What the task asks:
Every line of the data that contains the string "index" must be copied.

□ □ □ □ □ □ □

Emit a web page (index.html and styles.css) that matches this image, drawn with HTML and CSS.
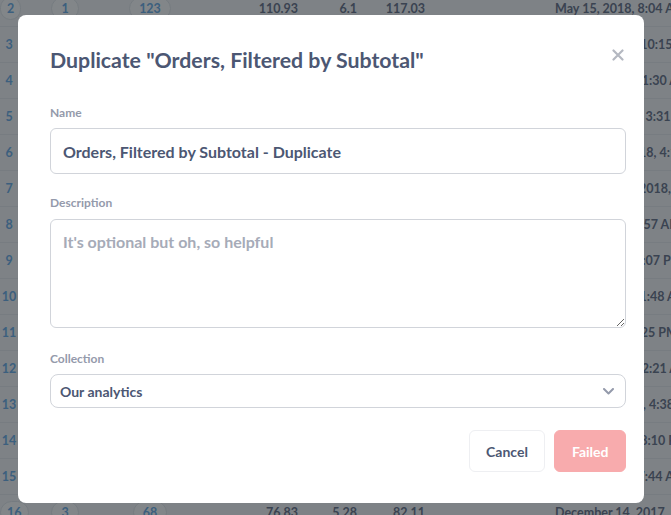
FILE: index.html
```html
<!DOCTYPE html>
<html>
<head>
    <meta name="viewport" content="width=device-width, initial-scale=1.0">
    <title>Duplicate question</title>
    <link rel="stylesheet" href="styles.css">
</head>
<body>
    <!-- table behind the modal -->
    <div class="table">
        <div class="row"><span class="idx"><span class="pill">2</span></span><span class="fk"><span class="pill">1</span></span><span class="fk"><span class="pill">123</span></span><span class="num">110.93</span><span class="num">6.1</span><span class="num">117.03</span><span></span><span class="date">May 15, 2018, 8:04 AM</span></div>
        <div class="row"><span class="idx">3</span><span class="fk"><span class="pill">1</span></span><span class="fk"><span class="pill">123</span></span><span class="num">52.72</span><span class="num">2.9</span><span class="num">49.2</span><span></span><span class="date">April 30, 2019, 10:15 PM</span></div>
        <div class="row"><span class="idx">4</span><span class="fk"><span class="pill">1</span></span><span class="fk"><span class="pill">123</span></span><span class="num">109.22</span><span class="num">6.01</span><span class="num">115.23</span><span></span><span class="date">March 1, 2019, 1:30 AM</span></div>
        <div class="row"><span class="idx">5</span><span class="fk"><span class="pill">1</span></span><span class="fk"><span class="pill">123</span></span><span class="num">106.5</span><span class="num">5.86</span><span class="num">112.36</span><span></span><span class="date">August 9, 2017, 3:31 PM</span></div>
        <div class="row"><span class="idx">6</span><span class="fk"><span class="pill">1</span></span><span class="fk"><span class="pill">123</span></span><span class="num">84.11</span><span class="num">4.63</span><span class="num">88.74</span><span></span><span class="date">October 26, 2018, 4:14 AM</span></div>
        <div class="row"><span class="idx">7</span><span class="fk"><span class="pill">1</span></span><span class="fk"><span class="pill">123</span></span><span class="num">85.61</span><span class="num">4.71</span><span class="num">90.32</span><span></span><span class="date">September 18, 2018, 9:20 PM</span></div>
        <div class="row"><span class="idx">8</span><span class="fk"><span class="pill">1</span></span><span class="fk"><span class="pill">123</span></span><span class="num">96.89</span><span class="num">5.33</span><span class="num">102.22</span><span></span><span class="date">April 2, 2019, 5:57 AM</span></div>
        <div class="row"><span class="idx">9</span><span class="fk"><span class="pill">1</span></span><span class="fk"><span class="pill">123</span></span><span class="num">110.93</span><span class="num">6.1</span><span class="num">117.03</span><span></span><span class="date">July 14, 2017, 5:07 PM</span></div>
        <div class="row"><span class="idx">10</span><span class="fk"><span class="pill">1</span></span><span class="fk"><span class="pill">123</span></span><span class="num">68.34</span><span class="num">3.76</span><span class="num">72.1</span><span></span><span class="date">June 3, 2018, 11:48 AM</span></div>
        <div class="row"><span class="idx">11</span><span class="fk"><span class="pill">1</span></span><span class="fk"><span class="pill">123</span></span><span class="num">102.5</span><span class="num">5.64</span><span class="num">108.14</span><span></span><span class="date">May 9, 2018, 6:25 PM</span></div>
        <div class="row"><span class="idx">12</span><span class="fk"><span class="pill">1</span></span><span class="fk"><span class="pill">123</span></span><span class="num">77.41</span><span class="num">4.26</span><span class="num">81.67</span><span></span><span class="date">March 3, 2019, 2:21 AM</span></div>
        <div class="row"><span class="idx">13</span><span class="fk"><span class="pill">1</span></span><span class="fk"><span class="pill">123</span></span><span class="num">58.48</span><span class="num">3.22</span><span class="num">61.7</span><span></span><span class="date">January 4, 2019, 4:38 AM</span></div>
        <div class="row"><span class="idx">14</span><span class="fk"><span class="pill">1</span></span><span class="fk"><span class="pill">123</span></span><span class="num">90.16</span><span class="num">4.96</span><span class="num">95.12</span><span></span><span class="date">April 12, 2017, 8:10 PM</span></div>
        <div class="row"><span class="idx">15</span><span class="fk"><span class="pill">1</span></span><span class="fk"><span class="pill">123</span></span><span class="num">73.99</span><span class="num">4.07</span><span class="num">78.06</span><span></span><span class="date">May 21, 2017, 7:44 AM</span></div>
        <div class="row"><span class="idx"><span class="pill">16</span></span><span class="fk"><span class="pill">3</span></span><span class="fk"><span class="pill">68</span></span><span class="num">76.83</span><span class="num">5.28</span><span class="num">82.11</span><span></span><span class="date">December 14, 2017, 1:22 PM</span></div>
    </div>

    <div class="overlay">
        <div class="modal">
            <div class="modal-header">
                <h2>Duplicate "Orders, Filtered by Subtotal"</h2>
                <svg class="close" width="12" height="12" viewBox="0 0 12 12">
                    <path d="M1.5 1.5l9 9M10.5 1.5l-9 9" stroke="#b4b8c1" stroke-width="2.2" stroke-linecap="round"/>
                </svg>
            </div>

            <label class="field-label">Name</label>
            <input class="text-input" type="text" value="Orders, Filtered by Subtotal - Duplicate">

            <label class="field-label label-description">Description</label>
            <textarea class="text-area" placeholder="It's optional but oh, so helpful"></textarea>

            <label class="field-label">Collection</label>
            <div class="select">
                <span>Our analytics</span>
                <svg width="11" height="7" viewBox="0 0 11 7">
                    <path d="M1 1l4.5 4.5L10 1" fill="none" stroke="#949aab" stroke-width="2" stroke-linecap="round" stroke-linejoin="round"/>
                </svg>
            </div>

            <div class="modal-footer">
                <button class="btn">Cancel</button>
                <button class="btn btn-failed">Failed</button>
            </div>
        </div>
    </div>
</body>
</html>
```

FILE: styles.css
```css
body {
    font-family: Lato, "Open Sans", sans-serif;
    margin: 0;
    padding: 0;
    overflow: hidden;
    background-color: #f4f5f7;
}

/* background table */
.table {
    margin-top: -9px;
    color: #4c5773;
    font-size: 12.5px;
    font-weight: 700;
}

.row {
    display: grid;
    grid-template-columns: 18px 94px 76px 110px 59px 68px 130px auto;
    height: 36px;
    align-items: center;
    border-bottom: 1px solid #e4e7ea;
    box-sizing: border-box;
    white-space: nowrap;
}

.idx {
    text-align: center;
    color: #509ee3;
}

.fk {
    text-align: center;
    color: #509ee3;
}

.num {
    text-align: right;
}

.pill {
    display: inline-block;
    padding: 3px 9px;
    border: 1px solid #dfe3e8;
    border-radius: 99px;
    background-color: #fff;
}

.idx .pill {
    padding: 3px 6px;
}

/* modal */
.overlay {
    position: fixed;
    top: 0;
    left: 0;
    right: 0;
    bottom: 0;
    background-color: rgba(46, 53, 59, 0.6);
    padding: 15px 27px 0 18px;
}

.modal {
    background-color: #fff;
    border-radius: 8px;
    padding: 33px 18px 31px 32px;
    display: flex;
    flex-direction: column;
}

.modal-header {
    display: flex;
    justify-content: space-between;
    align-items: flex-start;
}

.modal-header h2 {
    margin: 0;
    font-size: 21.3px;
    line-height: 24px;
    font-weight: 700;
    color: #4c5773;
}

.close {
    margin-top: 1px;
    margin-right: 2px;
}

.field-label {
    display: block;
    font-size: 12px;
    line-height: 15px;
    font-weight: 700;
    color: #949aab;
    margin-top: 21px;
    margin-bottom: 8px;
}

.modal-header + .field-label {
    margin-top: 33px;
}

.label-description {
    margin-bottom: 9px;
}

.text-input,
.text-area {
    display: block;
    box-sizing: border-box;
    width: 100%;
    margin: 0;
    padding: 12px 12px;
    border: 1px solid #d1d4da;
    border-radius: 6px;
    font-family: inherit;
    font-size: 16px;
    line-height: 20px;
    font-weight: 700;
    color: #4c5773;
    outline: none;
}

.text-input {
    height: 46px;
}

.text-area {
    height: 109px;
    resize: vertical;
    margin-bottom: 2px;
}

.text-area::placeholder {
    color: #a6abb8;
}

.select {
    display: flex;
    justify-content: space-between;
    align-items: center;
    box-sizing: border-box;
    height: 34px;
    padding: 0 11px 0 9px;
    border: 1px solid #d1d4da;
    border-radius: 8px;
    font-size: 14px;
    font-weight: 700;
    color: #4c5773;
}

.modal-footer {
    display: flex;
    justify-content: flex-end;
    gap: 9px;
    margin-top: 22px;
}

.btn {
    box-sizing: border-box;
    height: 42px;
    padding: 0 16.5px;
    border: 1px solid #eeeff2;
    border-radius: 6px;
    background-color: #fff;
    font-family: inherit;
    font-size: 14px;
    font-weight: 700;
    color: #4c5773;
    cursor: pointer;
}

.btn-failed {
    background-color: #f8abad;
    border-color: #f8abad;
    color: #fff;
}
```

□ □ □ □ □ □ □

Solution to this task:
Emit a web page (index.html and styles.css) that matches this image, drawn with HTML and CSS.
FILE: index.html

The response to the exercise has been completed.